Today, Assemblymember Phil Ting (D-San Francisco) announced on the steps of the Hall of Justice in San Francisco that he has introduced a new state bill—Be The Jury CA (AB 881)—that would raise juror pay to $100 a day for low-to-moderate-income jurors in criminal cases across California. Ting, along with San Francisco Public Defender Mano Raju, San Francisco Treasurer José Cisneros, San Francisco District Attorney Brooke Jenkins and Alameda County Public Defender Brendon Woods, spoke about how the bill will ensure that all Californians have access to a jury of their peers, as promised by the U.S. Constitution. Due to the steep financial hardship facing potential jurors, stakeholders agree that juries have become increasingly less diverse. AB 881 would build on San Francisco’s successful Be The Jury pilot program to assist jurors across the state of California, and enjoys support from both prosecutors and public defenders.

“This bill would make criminal juries across California fairer and a more accurate reflection of their communities, bringing us all closer to what the Constitution promises — a jury of our peers,” said Assemblymember Ting. “The right to a jury of one’s peers is at the core of our justice system. Individuals from all economic classes are entitled to serve on juries and should receive adequate compensation for doing so.”

While California requires employers to provide time off for employees who are summoned to jury duty, employers are not required to pay employees who serve on a jury. If a juror’s employer does not cover their salary, jurors earn nothing on their first day of service and only $15 per day after that.

"Be The Jury made it possible for me to serve as a juror without worrying about whether I could afford meals or meet my basic needs,” said Kiswendsida Kola, a participant in San Francisco’s Be The Jury program.

Because many low-income families cannot afford to forfeit days, weeks, or months of their salary, many minimum wage or low-income workers who file a claim of financial hardship are excused from service. Due to racial income inequality, low jury pay excludes many Black and Latinx community members from ever serving as a juror even though people involved in criminal cases—both the person accused and the person who may have experienced harm—often come from the same communities and share relevant life experiences.

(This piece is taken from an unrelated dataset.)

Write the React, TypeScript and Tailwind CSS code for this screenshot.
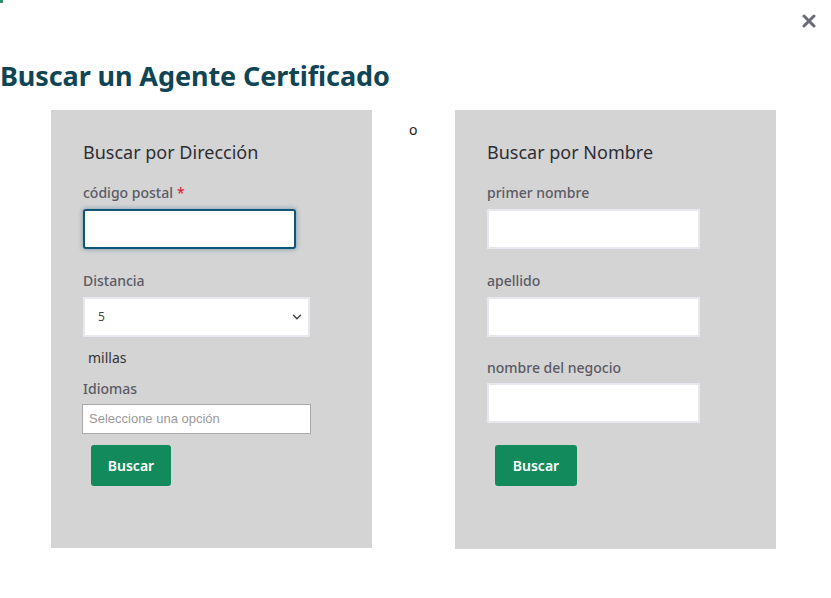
import { ChevronDown } from 'lucide-react'

const font = { fontFamily: '"Noto Sans", "Open Sans", sans-serif' }

function Label({ children, required }: { children: React.ReactNode; required?: boolean }) {
  return (
    <div className="text-[14px] leading-[20px] font-medium text-[#5b5a66]">
      {children}
      {required && <span className="ml-1 text-[#d9263a]">*</span>}
    </div>
  )
}

function TextInput({ focused }: { focused?: boolean }) {
  return (
    <div
      className={`mt-[6px] h-[40px] w-[213px] bg-white ${
        focused
          ? 'rounded-[3px] border-2 border-[#0e5577] shadow-[0_0_4px_1px_rgba(14,85,119,0.35)]'
          : 'border-2 border-[#e8e7ef]'
      }`}
    />
  )
}

function SearchButton({ w }: { w: string }) {
  return (
    <button
      className={`ml-[8px] h-[41px] ${w} rounded-[3px] bg-[#138a5b] text-[14px] font-semibold text-white`}
    >
      Buscar
    </button>
  )
}

export default function App() {
  return (
    <div className="relative h-[598px] w-[831px] overflow-hidden bg-white" style={font}>
      <div className="absolute left-0 top-0 h-[3px] w-[3px] bg-[#2f8f6a]" />
      <button aria-label="Cerrar" className="absolute right-[15px] top-[14px] text-[#6b6a7a]">
        <svg width="14" height="14" viewBox="0 0 14 14" fill="none" stroke="currentColor" strokeWidth="3" strokeLinecap="round">
          <path d="M2 2l10 10M12 2L2 12" />
        </svg>
      </button>

      <h1 className="pt-[58px] text-[27px] leading-[36px] font-bold text-[#0f4555] tracking-[-0.1px]">
        Buscar un Agente Certificado
      </h1>

      <div className="mt-[16px] flex">
        {/* Dirección */}
        <div className="ml-[51px] h-[438px] w-[321px] bg-[#d4d4d4] pl-[32px] pt-[30px]">
          <div className="text-[18px] leading-[24px] text-[#2e2e35]">Buscar por Dirección</div>
          <div className="mt-[19px]">
            <Label required>código postal</Label>
          </div>
          <TextInput focused />
          <div className="mt-[22px]">
            <Label>Distancia</Label>
          </div>
          <div className="mt-[6px] flex h-[40px] w-[227px] items-center justify-between border-2 border-[#e8e7ef] bg-white pl-[13px] pr-[4px]">
            <span className="text-[12px] text-[#444]">5</span>
            <ChevronDown size={14} strokeWidth={2.5} className="text-[#444]" />
          </div>
          <div className="mt-[11px] ml-[5px] text-[14px] leading-[20px] text-[#333]">millas</div>
          <div className="mt-[11px]">
            <Label>Idiomas</Label>
          </div>
          <div
            className="-ml-[1px] mt-[5px] flex h-[30px] w-[229px] items-center border border-[#aaaaaa] bg-white px-[6px] text-[13px] text-[#999]"
            style={{ fontFamily: '"Liberation Sans", Arial, sans-serif' }}
          >
            Seleccione una opción
          </div>
          <div className="mt-[11px]">
            <SearchButton w="w-[80px]" />
          </div>
        </div>

        <div className="w-[83px] pl-[37px] pt-[10px] text-[14px] leading-[20px] text-[#222]">o</div>

        {/* Nombre */}
        <div className="h-[439px] w-[321px] bg-[#d4d4d4] pl-[32px] pt-[30px]">
          <div className="text-[18px] leading-[24px] text-[#2e2e35]">Buscar por Nombre</div>
          <div className="mt-[19px]">
            <Label>primer nombre</Label>
          </div>
          <TextInput />
          <div className="mt-[22px]">
            <Label>apellido</Label>
          </div>
          <TextInput />
          <div className="mt-[21px]">
            <Label>nombre del negocio</Label>
          </div>
          <div className="-mt-[1px]">
            <TextInput />
          </div>
          <div className="mt-[22px]">
            <SearchButton w="w-[82px]" />
          </div>
        </div>
      </div>
    </div>
  )
}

“Too often, our indigent clients in San Francisco, as well as across California, are not afforded the right to a jury of their peers when nobody on the jury looks like them or comes from their communities,” said San Francisco Public Defender Mano Raju. “Be The Jury CA can start to re-balance the scales of justice.”

“Far too often when our Black clients go to trial, there is not a single person on the jury who looks like them. This is not justice,” said Alameda County Public Defender Brendon Woods. “This bill will make it easier for Black and Brown people to serve on juries, and that’s going to mean fairer trials for our clients and communities.”

“This bill will improve the criminal justice system statewide significantly by ensuring that more residents are able to perform their civic duty across the state,” said San Francisco District Attorney Brooke Jenkins. “When all people, regardless of income, are able to participate in the process, we get better outcomes.” 

“No one should be priced out of jury service,” said San Francisco Treasurer José Cisneros. “Results from San Francisco's Be The Jury program demonstrate that this program helps level the playing field."

“Prior to the San Francisco pilot, juries here were trending whiter and wealthier, which threatens the right to a jury of one’s peers,” said Yolanda Jackson, executive director and general counsel of the Bar Association of San Francisco and its Justice & Diversity Center. “No individual should have to choose between feeding their family and carrying out their civic duty as a juror.”

Under the Be The Jury CA bill, jurors qualify for the daily $100 stipend if their household income is less than 80 percent of their area median income and they meet one of the additional criteria: (1) their employer does not compensate for any jury service; (2) their employer will not compensate for the estimated duration of the trial; (3) they are self-employed; or (4) they are unemployed.

Be The Jury CA is inspired by a highly successful juror pay pilot program in San Francisco made possible by legislation authored by Asm. Ting, and the following justice partners: the San Francisco Public Defender’s Office, the San Francisco Financial Justice Project within the Treasurer’s Office, the San Francisco District Attorney’s Office, the San Francisco Bar Association, and the San Francisco Superior Court.